>> Start Given information
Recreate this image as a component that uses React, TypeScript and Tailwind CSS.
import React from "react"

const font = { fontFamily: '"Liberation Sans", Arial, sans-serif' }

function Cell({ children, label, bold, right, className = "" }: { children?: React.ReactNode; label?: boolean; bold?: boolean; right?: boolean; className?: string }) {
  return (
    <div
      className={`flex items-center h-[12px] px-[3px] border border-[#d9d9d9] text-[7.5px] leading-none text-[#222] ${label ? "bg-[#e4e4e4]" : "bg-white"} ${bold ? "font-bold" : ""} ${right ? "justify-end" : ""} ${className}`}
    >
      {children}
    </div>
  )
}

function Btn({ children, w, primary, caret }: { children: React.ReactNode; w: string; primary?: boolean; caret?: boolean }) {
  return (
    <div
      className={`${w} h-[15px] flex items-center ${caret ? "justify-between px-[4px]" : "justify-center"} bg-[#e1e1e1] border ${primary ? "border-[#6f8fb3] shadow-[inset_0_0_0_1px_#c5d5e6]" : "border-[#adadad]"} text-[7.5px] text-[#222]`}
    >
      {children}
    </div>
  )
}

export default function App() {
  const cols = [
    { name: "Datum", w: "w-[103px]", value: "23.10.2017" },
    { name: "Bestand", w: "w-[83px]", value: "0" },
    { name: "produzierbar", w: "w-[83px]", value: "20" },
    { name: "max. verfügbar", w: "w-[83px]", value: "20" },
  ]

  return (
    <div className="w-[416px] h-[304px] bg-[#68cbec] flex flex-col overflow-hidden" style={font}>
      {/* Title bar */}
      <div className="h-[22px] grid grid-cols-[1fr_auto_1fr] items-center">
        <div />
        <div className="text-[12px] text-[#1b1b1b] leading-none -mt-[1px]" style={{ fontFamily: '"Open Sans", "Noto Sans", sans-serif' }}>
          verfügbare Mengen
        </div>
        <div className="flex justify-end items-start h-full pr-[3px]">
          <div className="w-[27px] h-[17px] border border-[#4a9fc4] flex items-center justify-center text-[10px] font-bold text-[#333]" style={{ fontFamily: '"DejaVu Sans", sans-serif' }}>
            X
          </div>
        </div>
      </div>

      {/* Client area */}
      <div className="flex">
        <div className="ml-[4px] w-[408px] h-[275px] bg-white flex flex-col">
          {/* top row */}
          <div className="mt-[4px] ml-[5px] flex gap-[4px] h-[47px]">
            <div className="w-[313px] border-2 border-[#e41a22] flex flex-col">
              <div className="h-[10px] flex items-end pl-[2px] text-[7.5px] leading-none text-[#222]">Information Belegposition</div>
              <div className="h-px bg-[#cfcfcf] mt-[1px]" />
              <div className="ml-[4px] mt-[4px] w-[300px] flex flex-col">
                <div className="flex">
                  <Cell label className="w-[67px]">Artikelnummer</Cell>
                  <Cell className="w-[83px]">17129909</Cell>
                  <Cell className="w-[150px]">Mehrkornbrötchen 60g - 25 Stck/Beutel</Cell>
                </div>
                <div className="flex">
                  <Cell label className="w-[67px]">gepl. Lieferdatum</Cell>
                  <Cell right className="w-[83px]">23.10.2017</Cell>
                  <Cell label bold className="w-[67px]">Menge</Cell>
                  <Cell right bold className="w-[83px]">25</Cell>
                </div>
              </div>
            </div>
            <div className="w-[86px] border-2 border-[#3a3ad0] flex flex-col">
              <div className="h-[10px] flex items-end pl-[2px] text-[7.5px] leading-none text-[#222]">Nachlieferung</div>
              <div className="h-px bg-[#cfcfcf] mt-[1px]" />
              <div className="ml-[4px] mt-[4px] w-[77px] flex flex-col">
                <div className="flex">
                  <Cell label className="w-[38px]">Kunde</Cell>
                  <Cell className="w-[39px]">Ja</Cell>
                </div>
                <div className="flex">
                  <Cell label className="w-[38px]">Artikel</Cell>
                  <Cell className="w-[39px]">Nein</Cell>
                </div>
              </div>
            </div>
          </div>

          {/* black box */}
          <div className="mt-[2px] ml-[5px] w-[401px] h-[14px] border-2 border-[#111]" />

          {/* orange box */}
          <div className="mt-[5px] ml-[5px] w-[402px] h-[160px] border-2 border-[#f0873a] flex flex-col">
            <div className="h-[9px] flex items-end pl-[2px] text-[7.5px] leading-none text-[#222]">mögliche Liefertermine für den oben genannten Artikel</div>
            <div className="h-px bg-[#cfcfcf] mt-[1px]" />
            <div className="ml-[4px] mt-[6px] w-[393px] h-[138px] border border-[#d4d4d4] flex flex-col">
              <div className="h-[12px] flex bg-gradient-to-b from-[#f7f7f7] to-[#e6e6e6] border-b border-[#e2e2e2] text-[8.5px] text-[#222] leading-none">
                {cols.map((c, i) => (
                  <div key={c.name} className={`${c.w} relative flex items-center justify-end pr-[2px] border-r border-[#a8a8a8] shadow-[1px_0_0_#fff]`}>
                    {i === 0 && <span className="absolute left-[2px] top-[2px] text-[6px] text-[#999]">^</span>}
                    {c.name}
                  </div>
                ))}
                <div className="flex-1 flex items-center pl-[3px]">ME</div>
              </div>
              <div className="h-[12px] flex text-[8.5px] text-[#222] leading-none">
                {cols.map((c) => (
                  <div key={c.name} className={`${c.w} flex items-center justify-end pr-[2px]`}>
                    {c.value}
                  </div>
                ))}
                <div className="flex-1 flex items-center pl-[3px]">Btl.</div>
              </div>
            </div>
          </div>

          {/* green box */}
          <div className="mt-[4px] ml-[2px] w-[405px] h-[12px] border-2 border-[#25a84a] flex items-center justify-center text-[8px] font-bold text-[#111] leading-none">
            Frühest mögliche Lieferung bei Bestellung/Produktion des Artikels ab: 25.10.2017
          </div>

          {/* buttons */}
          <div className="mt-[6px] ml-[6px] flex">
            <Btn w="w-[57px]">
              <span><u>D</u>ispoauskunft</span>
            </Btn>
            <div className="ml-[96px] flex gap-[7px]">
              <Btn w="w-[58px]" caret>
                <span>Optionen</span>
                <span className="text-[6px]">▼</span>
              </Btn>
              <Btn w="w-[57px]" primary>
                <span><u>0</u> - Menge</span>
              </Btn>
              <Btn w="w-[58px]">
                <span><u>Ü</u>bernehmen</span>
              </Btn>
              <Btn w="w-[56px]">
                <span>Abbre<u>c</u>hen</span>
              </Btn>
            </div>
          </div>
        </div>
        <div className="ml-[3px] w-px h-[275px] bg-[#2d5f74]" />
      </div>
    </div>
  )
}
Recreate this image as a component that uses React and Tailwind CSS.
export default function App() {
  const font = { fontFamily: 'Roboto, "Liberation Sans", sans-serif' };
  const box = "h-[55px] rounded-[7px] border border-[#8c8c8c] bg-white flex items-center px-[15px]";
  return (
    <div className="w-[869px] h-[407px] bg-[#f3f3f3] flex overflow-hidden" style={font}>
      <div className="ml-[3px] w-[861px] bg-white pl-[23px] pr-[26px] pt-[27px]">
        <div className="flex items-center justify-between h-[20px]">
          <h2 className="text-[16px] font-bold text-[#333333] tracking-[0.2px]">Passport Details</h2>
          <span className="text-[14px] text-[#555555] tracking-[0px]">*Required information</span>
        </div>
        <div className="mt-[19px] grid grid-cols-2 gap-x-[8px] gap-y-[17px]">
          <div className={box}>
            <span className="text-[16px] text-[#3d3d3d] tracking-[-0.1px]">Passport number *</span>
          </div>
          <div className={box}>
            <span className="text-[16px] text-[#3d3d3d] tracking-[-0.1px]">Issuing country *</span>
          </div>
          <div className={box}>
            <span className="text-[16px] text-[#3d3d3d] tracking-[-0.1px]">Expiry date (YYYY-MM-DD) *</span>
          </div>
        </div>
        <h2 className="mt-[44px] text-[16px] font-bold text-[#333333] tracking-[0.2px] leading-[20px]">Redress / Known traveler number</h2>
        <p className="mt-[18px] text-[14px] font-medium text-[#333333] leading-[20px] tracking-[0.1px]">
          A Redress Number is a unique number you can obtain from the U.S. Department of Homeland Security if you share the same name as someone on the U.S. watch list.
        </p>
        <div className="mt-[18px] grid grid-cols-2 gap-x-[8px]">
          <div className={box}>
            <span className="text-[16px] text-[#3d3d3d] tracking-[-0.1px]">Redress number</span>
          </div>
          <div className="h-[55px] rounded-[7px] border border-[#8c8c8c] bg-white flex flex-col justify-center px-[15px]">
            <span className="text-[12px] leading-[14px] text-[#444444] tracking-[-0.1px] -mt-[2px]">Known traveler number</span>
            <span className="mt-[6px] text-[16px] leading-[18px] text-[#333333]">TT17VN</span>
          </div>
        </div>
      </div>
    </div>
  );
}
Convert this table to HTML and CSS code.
>> End Given information
- _Short task_:
Go through the material and copy out every line with "uses" in it.

- _Exercise output_:
Recreate this image as a component that uses React, TypeScript and Tailwind CSS.
Recreate this image as a component that uses React and Tailwind CSS.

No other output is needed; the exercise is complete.